Let's compare $$t_2 = x^{1/x}$$ and $$t_4 = (1/x)^{1/x}$$.
* The exponent for both terms is $$1/x$$.
* We know that $$1/x > 0$$ (the exponent is positive).
* The bases are $$x$$ and $$1/x$$. We know $$x < 1/x$$.
Similar to the previous step, when comparing terms with the same positive exponent, the term with the larger base will be larger.
Since $$x < 1/x$$ and the exponent $$1/x$$ is positive, it means $$x^{1/x} < (1/x)^{1/x}$$.
Therefore, $$t_2 < t_4$$.

**step8** Combining all inequalities to find the final order

Let's summarize the inequalities we found:
1. $$t_1 > t_2$$
2. $$t_3 < t_4$$
3. $$t_1 < t_3$$
4. $$t_2 < t_4$$
From (1) and (3), we have $$t_2 < t_1 < t_3$$.
Now, combine this with (2), which states $$t_3 < t_4$$.
So, we get $$t_2 < t_1 < t_3 < t_4$$.
Arranging them from greatest to least: $$t_4 > t_3 > t_1 > t_2$$.

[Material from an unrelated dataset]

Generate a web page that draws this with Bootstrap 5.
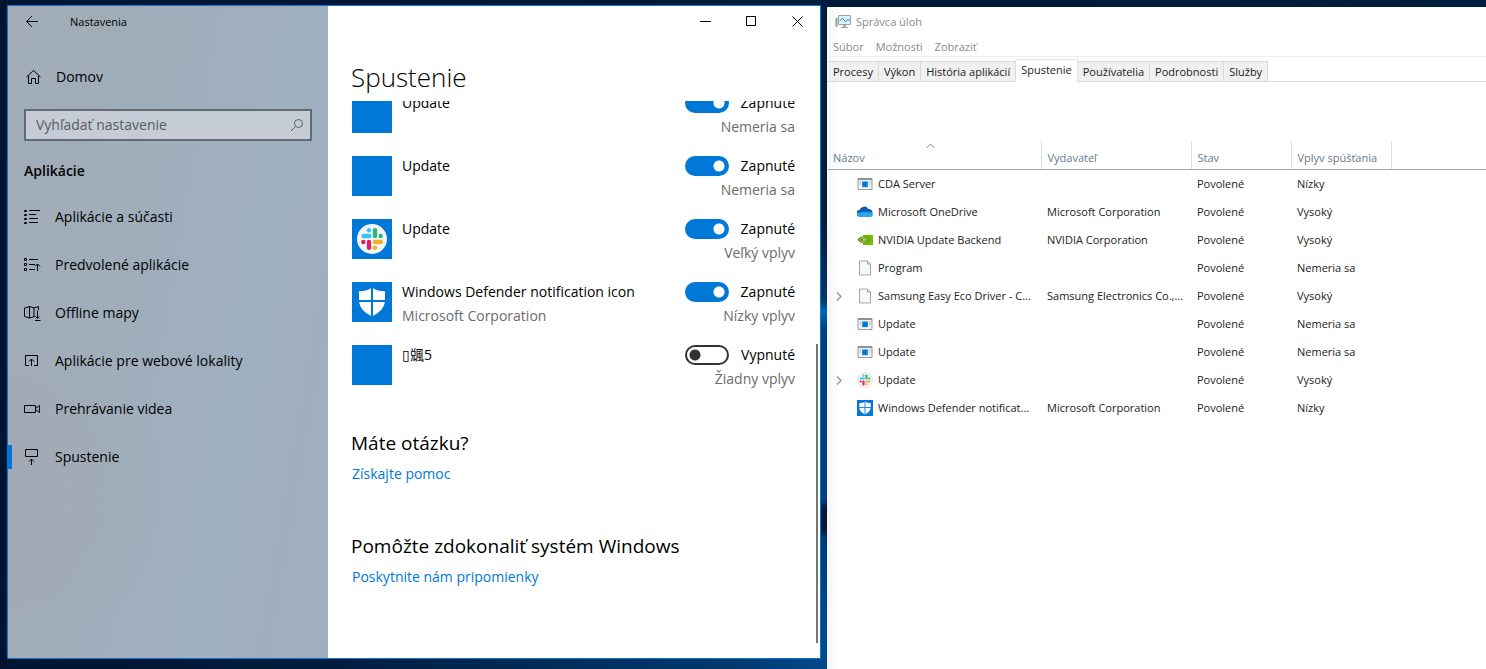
<!DOCTYPE html>
<html lang="sk">
<head>
<meta charset="utf-8">
<meta name="viewport" content="width=device-width, initial-scale=1">
<title>Nastavenia – Spustenie</title>
<link rel="stylesheet" href="https://cdn.jsdelivr.net/npm/bootstrap@5.3.0/dist/css/bootstrap.min.css">
<style>
  body { font-family: "Open Sans", "Noto Sans CJK TC", sans-serif; font-size: 14px; line-height: 24px; color: #000; }
  button, input { font: inherit; }
  a { color: #0078d7; text-decoration: none; }
  .desktop { min-height: 100vh; padding-left: 7px; display: grid; grid-template-columns: minmax(0, 814fr) minmax(0, 659fr); column-gap: 6px;
    background: linear-gradient(#001c3c 0, #001c3c 225px, #003566 300px, #0064b4 312px, #003f78 330px, #00417d 500px, #001a38 508px, #001a38 530px, #003c73 538px, #004a8c 645px) 820px 0 / 8px 100% no-repeat,
      linear-gradient(90deg, #001430 0, #001c3c 330px, #003a70 740px, #00498c 826px) 0 100% / 100% 12px no-repeat,
      linear-gradient(100deg, #001430, #001f40); }
  .win-settings { margin: 5px 0 10px; border: 1px solid #0078d7; background: #fff; }
  .win-tasks { margin-top: 7px; overflow: hidden; color: #222; font-size: 11px; line-height: 20px;
    background: linear-gradient(90deg, #f4f4f4, #fff 12px); }
  .side { flex: 0 0 320px; background: radial-gradient(circle at 0 75%, #a3a8b3 0, transparent 160px), linear-gradient(100deg, #a1acb6, #9eafbf 70%, #a0adbd); }
  .plain { border: 0; background: none; padding: 0; color: inherit; display: flex; align-items: center; }
  .title-row { height: 31px; gap: 31px; padding-left: 17px; font-size: 11px; }
  .side-link { height: 48px; padding-left: 16px; gap: 14px; color: #000; }
  .side-link.home { margin-top: 16px; padding-left: 17px; }
  .side-link.active { background: linear-gradient(#0078d7, #0078d7) 0 50% / 4px 24px no-repeat; }
  .search { margin: 8px 16px 0; height: 32px; border: 2px solid #636b73; background: #c6ccd6; padding-right: 6px; }
  .search input { border: 0; background: none; flex: 1; min-width: 0; padding: 0 10px 1px; color: #4f555c; outline: 0; }
  .search input::placeholder { color: #565c63; opacity: 1; }
  .side h2 { font-size: 14px; line-height: 24px; font-weight: 600; margin: 18px 16px 10px; }
  .caption-btns { height: 31px; }
  .caption-btns button { width: 46px; justify-content: center; }
  .main-pane { padding-left: 23px; }
  .main-pane h1 { font-size: 26px; line-height: 40px; font-weight: 300; margin: 20px 0 4px; }
  .scroll-area { overflow: hidden; }
  .thumb { width: 2px; background: #767676; margin: 243px 2px 15px 0; }
  .app-list { margin: -8px 21px 0 1px; }
  .app-row { height: 63px; gap: 10px; }
  .app-text { margin-top: -2px; }
  .app-ico { width: 40px; height: 40px; flex: none; background: #0078d7; }
  .muted { color: #6b6b6b; }
  .app-row .form-switch { min-height: 0; padding: 0; margin: 0; gap: 12px; }
  .app-row .form-switch .form-check-input { width: 44px; height: 20px; margin: 0; float: none; border: 2px solid #333; border-radius: 10px;
    background: radial-gradient(circle at 8px 8px, #333 5px, transparent 6px); }
  .app-row .form-switch .form-check-input:checked { border-color: #0078d7; background: radial-gradient(circle at 32px 8px, #fff 5px, #0078d7 6px) border-box; background-origin: padding-box; }
  .main-pane h2 { font-size: 19px; line-height: 28px; font-weight: 400; margin: 0 0 5px; }
  .help { margin-top: 21px; }
  .feedback { margin-top: 46px; }
  .help a, .feedback a { padding-left: 1px; }
  .tm-title { height: 29px; gap: 4px; padding-left: 8px; color: #8a8a8a; }
  .tm-menu { height: 21px; gap: 12px; padding: 1px 6px 0; color: #8a8a8a; border-bottom: 1px solid #efefef; }
  .tm-tabs { border-bottom: 1px solid #d9d9d9; margin: 2px 0 0; padding-left: 1px; height: 23px; align-items: flex-end; flex-wrap: nowrap; }
  .tm-tabs .nav-link { padding: 0 5px; height: 20px; line-height: 20px; border: 1px solid #d9d9d9; border-left-width: 0; border-bottom: 0; border-radius: 0; background: #f0f0f0; color: #222; margin: 0; white-space: nowrap; font-size: 11px; }
  .tm-tabs .nav-link.active { height: 23px; background: #fff; color: #222; margin-bottom: -1px; }
  .tm-table { table-layout: fixed; width: 100%; margin: 59px 0 0 1px; }
  .tm-table th { height: 28px; font-weight: 400; color: #66788c; vertical-align: bottom; padding: 0 5px; border-bottom: 1px solid #a8a8a8; border-right: 1px solid #dedede; line-height: 22px; position: relative; }
  .tm-table th:last-child { border-right: 0; }
  .tm-table td { height: 28px; padding: 2px 5px 0; white-space: nowrap; overflow: hidden; text-overflow: ellipsis; }
  .tm-table th:not(:first-child), .tm-table td:not(:first-child) { padding-left: 6px; }
  .sort-mark { position: absolute; left: 50%; top: 2px; margin-left: -8px; }
  .c-name { width: 213px; } .c-pub { width: 150px; } .c-std { width: 100px; }
  .name-cell { gap: 5px; }
  .name-cell .exp { width: 19px; padding-left: 1px; flex: none; line-height: 0; }
  .name-cell > svg { flex: none; }
</style>
</head>
<body>
<svg width="0" height="0" class="position-absolute" aria-hidden="true">
  <symbol id="i-slack" viewBox="0 0 40 40">
    <circle cx="20" cy="20" r="15" fill="#f6f6f6"/>
    <g stroke-width="4.4" stroke-linecap="round" fill="none">
      <path d="M11.500 17h6" stroke="#36c5f0"/><path d="M17 11.200v.1" stroke="#36c5f0"/>
      <path d="M23 11.200v5.800" stroke="#2eb67d"/><path d="M28.700 17v.1" stroke="#2eb67d"/>
      <path d="M23 23h5.800" stroke="#ecb22e"/><path d="M23 28.600v.1" stroke="#ecb22e"/>
      <path d="M17 23v5.800" stroke="#e01e5a"/><path d="M11.300 23v.1" stroke="#e01e5a"/>
    </g>
  </symbol>
  <symbol id="i-shield" viewBox="0 0 40 40">
    <path d="M20 5.500C16.500 8.300 12 9.200 7 9.200V18c0 8 6 13 13 16.500C27 31 33 26 33 18V9.200c-5 0-9.500-.9-13-3.700z" fill="#fff"/>
    <path d="M20 4v31M6 19h28" stroke="#0078d7" stroke-width="2"/>
  </symbol>
  <symbol id="i-app" viewBox="0 0 16 16">
    <path d="M1 2.500h14v11H1z" fill="#f1f2f3" stroke="#959ca3"/><path d="M1 3h14" stroke="#8a9198" stroke-width="2"/>
    <path d="M5.200 5.500h5.600v5.600H5.200z" fill="#0078d7"/><path d="M2.500 6h1.600M2.500 8h1.600M12 6h2M12 8h1.500" stroke="#9eb6cc"/>
  </symbol>
  <symbol id="i-doc" viewBox="0 0 16 16">
    <path d="M2.500 1h8l3 3v11h-11z" fill="#f8f8f8" stroke="#a5a5a5"/><path d="M10.500 1v3h3" fill="#ddd" stroke="#a5a5a5"/>
  </symbol>
</svg>

<main class="desktop">
  <section class="win-settings d-flex" aria-label="Nastavenia">
    <aside class="side">
      <div class="title-row d-flex align-items-center">
        <button class="plain" aria-label="Späť"><svg width="14" height="14" viewBox="0 0 14 14" fill="none" stroke="#000"><path d="M13 6.500H1.500M7 1L1.500 6.500 7 12"/></svg></button>
        <span>Nastavenia</span>
      </div>
      <a href="#" class="side-link home d-flex align-items-center">
        <svg width="17" height="16" viewBox="0 0 17 16" fill="none" stroke="#000"><path d="M1.500 8L8.500 1.500 15.500 8M3.500 6.500v8h3v-5h4v5h3v-8"/></svg>
        <span>Domov</span>
      </a>
      <div class="search d-flex align-items-center">
        <input type="text" placeholder="Vyhľadať nastavenie" aria-label="Vyhľadať nastavenie">
        <svg width="14" height="14" viewBox="0 0 14 14" fill="none" stroke="#555c64"><circle cx="8.500" cy="5.500" r="4"/><path d="M5.600 8.400L1 13"/></svg>
      </div>
      <h2>Aplikácie</h2>
      <nav>
        <a href="#" class="side-link d-flex align-items-center">
          <svg width="17" height="17" viewBox="0 0 17 17" fill="none" stroke="#000"><path d="M.5 1.500h2v1h-2zM.5 5.500h2v1h-2zM.5 9.500h2v1h-2zM.5 13.500h2v1h-2zM5 1.500h11M5 5.500h7M5 9.500h9M5 13.500h9"/></svg><span>Aplikácie a súčasti</span></a>
        <a href="#" class="side-link d-flex align-items-center">
          <svg width="17" height="17" viewBox="0 0 17 17" fill="none" stroke="#000"><path d="M.5 1.500h2v2h-2zM.5 6.500h2v2h-2zM.5 11.500h2v2h-2zM5 2.500h9M5 7.500h6M5 12.500h6M13.500 14V7M11 9.500L13.500 7 16 9.500"/></svg><span>Predvolené aplikácie</span></a>
        <a href="#" class="side-link d-flex align-items-center">
          <svg width="17" height="17" viewBox="0 0 17 17" fill="none" stroke="#000"><path d="M10.500 11.500L5.500 13 .5 11.500V3L5.500 1.500 10 3l4.500-1.500V5M5.500 1.500v11.500M10 3v8.500M13.500 5.500v8M11.500 11.500l2 2 2-2M11 15.500h5.500"/></svg><span>Offline mapy</span></a>
        <a href="#" class="side-link d-flex align-items-center">
          <svg width="17" height="17" viewBox="0 0 17 17" fill="none" stroke="#000"><path d="M5 12.500H1.500v-10h12v10H10M7.500 13V6M5 8.500L7.500 6 10 8.500"/></svg><span>Aplikácie pre webové lokality</span></a>
        <a href="#" class="side-link d-flex align-items-center">
          <svg width="17" height="17" viewBox="0 0 17 17" fill="none" stroke="#000"><path d="M.5 4.500h11v7H.5zM12 7l3.500-2.500v7L12 9"/></svg><span>Prehrávanie videa</span></a>
        <a href="#" class="side-link active d-flex align-items-center">
          <svg width="17" height="17" viewBox="0 0 17 17" fill="none" stroke="#000"><path d="M1.500.5h12v7h-12zM7.500 16v-6M5 12.500L7.500 10l2.500 2.500"/></svg><span>Spustenie</span></a>
      </nav>
    </aside>

    <div class="flex-grow-1 d-flex flex-column">
      <div class="caption-btns d-flex justify-content-end">
        <button class="plain" aria-label="Minimalizovať"><svg width="11" height="11" stroke="#000" fill="none"><path d="M0 5.500h11"/></svg></button>
        <button class="plain" aria-label="Maximalizovať"><svg width="11" height="11" stroke="#000" fill="none"><path d="M.5.5h9v9h-9z"/></svg></button>
        <button class="plain" aria-label="Zavrieť"><svg width="11" height="11" stroke="#000" fill="none"><path d="M.5.5l10 10M10.500.5l-10 10"/></svg></button>
      </div>
      <div class="main-pane flex-grow-1 d-flex flex-column">
        <h1>Spustenie</h1>
        <div class="flex-grow-1 d-flex">
          <div class="scroll-area flex-grow-1">
            <div class="app-list">
              <div class="app-row d-flex">
                <div class="app-ico"></div><div class="app-text flex-grow-1"><div>Update</div></div>
                <div class="app-text text-end"><div class="form-check form-switch d-flex align-items-center"><input class="form-check-input" type="checkbox" role="switch" id="s1" checked><label for="s1">Zapnuté</label></div><div class="muted">Nemeria sa</div></div>
              </div>
              <div class="app-row d-flex">
                <div class="app-ico"></div><div class="app-text flex-grow-1"><div>Update</div></div>
                <div class="app-text text-end"><div class="form-check form-switch d-flex align-items-center"><input class="form-check-input" type="checkbox" role="switch" id="s2" checked><label for="s2">Zapnuté</label></div><div class="muted">Nemeria sa</div></div>
              </div>
              <div class="app-row d-flex">
                <svg class="app-ico"><use href="#i-slack"/></svg><div class="app-text flex-grow-1"><div>Update</div></div>
                <div class="app-text text-end"><div class="form-check form-switch d-flex align-items-center"><input class="form-check-input" type="checkbox" role="switch" id="s3" checked><label for="s3">Zapnuté</label></div><div class="muted">Veľký vplyv</div></div>
              </div>
              <div class="app-row d-flex">
                <svg class="app-ico"><use href="#i-shield"/></svg><div class="app-text flex-grow-1"><div>Windows Defender notification icon</div><div class="muted">Microsoft Corporation</div></div>
                <div class="app-text text-end"><div class="form-check form-switch d-flex align-items-center"><input class="form-check-input" type="checkbox" role="switch" id="s4" checked><label for="s4">Zapnuté</label></div><div class="muted">Nízky vplyv</div></div>
              </div>
              <div class="app-row d-flex">
                <div class="app-ico"></div><div class="app-text flex-grow-1"><div>▯䬇5</div></div>
                <div class="app-text text-end"><div class="form-check form-switch d-flex align-items-center"><input class="form-check-input" type="checkbox" role="switch" id="s5"><label for="s5">Vypnuté</label></div><div class="muted">Žiadny vplyv</div></div>
              </div>
            </div>
            <div class="help"><h2>Máte otázku?</h2><a href="#">Získajte pomoc</a></div>
            <div class="feedback"><h2>Pomôžte zdokonaliť systém Windows</h2><a href="#">Poskytnite nám pripomienky</a></div>
          </div>
          <div class="thumb"></div>
        </div>
      </div>
    </div>
  </section>

  <section class="win-tasks" aria-label="Správca úloh">
    <div class="tm-title d-flex align-items-center">
      <svg width="17" height="16" viewBox="0 0 17 16"><path d="M.5 4h2v9h-2z" fill="#9a9a9a"/><path d="M1 5h1v2H1z" fill="#2ecc40"/><path d="M3.500 1.500h12v9h-12z" fill="#dff3fb" stroke="#9aa3aa"/><path d="M4.500 7L7.500 4l3 4 2-2.500 2.500 1" fill="none" stroke="#2a8fc9"/><path d="M8 11h3v2h2v1H6v-1h2z" fill="#a5a5a5"/></svg>
      <span>Správca úloh</span>
    </div>
    <div class="tm-menu d-flex align-items-center">
      <button class="plain">Súbor</button><button class="plain">Možnosti</button><button class="plain">Zobraziť</button>
    </div>
    <nav class="nav nav-tabs tm-tabs">
      <a class="nav-link" href="#">Procesy</a><a class="nav-link" href="#">Výkon</a><a class="nav-link" href="#">História aplikácií</a><a class="nav-link active" href="#">Spustenie</a><a class="nav-link" href="#">Používatelia</a><a class="nav-link" href="#">Podrobnosti</a><a class="nav-link" href="#">Služby</a>
    </nav>
    <table class="tm-table">
      <colgroup><col class="c-name"><col class="c-pub"><col class="c-std"><col class="c-std"><col></colgroup>
      <thead><tr><th>Názov<svg class="sort-mark" width="9" height="6" fill="none" stroke="#888"><path d="M.5 5l4-4 4 4"/></svg></th><th>Vydavateľ</th><th>Stav</th><th>Vplyv spúšťania</th><th></th></tr></thead>
      <tbody>
        <tr><td><div class="name-cell d-flex align-items-center"><span class="exp"></span><svg width="16" height="16"><use href="#i-app"/></svg><span class="text-truncate">CDA Server</span></div></td><td></td><td>Povolené</td><td>Nízky</td><td></td></tr>
        <tr><td><div class="name-cell d-flex align-items-center"><span class="exp"></span><svg width="16" height="16" viewBox="0 0 16 16"><path d="M2.500 12.500A3 3 0 0 1 2.500 6 5 5 0 0 1 11.500 5 3.600 3.600 0 0 1 15.500 9z" fill="#0a5fb4"/><path d="M2.500 13A2.500 2.500 0 0 1 .5 9L6 8l7.500.2A2.400 2.400 0 0 1 13.500 13z" fill="#28a8ea"/></svg><span class="text-truncate">Microsoft OneDrive</span></div></td><td>Microsoft Corporation</td><td>Povolené</td><td>Vysoký</td><td></td></tr>
        <tr><td><div class="name-cell d-flex align-items-center"><span class="exp"></span><svg width="16" height="16" viewBox="0 0 16 16"><path d="M6 3h10v10H6z" fill="#76b900"/><path d="M.5 7.500C3 4 8 3 13 8c-4 5-10 4-12.500-.5z" fill="#5c9100"/><path d="M3 7.500c2-2.500 5-2.500 7.500.5-2.500 3-5.500 2.500-7.500-.5z" fill="none" stroke="#c4dd92"/><circle cx="7" cy="7.800" r="1" fill="#e4f2c8"/></svg><span class="text-truncate">NVIDIA Update Backend</span></div></td><td>NVIDIA Corporation</td><td>Povolené</td><td>Vysoký</td><td></td></tr>
        <tr><td><div class="name-cell d-flex align-items-center"><span class="exp"></span><svg width="16" height="16"><use href="#i-doc"/></svg><span class="text-truncate">Program</span></div></td><td></td><td>Povolené</td><td>Nemeria sa</td><td></td></tr>
        <tr><td><div class="name-cell d-flex align-items-center"><span class="exp"><svg width="9" height="9" fill="none" stroke="#9a9a9a" stroke-width="1.500"><path d="M3 .5l4 4-4 4"/></svg></span><svg width="16" height="16"><use href="#i-doc"/></svg><span class="text-truncate">Samsung Easy Eco Driver - C...</span></div></td><td>Samsung Electronics Co.,...</td><td>Povolené</td><td>Vysoký</td><td></td></tr>
        <tr><td><div class="name-cell d-flex align-items-center"><span class="exp"></span><svg width="16" height="16"><use href="#i-app"/></svg><span class="text-truncate">Update</span></div></td><td></td><td>Povolené</td><td>Nemeria sa</td><td></td></tr>
        <tr><td><div class="name-cell d-flex align-items-center"><span class="exp"></span><svg width="16" height="16"><use href="#i-app"/></svg><span class="text-truncate">Update</span></div></td><td></td><td>Povolené</td><td>Nemeria sa</td><td></td></tr>
        <tr><td><div class="name-cell d-flex align-items-center"><span class="exp"><svg width="9" height="9" fill="none" stroke="#9a9a9a" stroke-width="1.500"><path d="M3 .5l4 4-4 4"/></svg></span><svg width="16" height="16" viewBox="4 4 32 32"><use href="#i-slack" width="40" height="40"/><circle cx="20" cy="20" r="15" fill="none" stroke="#c8c8c8"/></svg><span class="text-truncate">Update</span></div></td><td></td><td>Povolené</td><td>Vysoký</td><td></td></tr>
        <tr><td><div class="name-cell d-flex align-items-center"><span class="exp"></span><svg width="16" height="16" viewBox="2 2 36 36"><path d="M0 0h40v40H0z" fill="#0078d7"/><use href="#i-shield" width="40" height="40"/></svg><span class="text-truncate">Windows Defender notificat...</span></div></td><td>Microsoft Corporation</td><td>Povolené</td><td>Nízky</td><td></td></tr>
      </tbody>
    </table>
  </section>
</main>
<script src="https://cdn.jsdelivr.net/npm/bootstrap@5.3.0/dist/js/bootstrap.bundle.min.js"></script>
</body>
</html>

Let's check this against the given options:
A: $$t_1 > t_2 > t_3 > t_4$$ (Incorrect)
B: $$t_4 > t_3 > t_1 > t_2$$ (Matches our result)
C: $$t_3 > t_1 > t_2 > t_4$$ (Incorrect)
D: $$t_2 > t_3 > t_1 > t_4$$ (Incorrect)
The correct order is $$t_4 > t_3 > t_1 > t_2$$.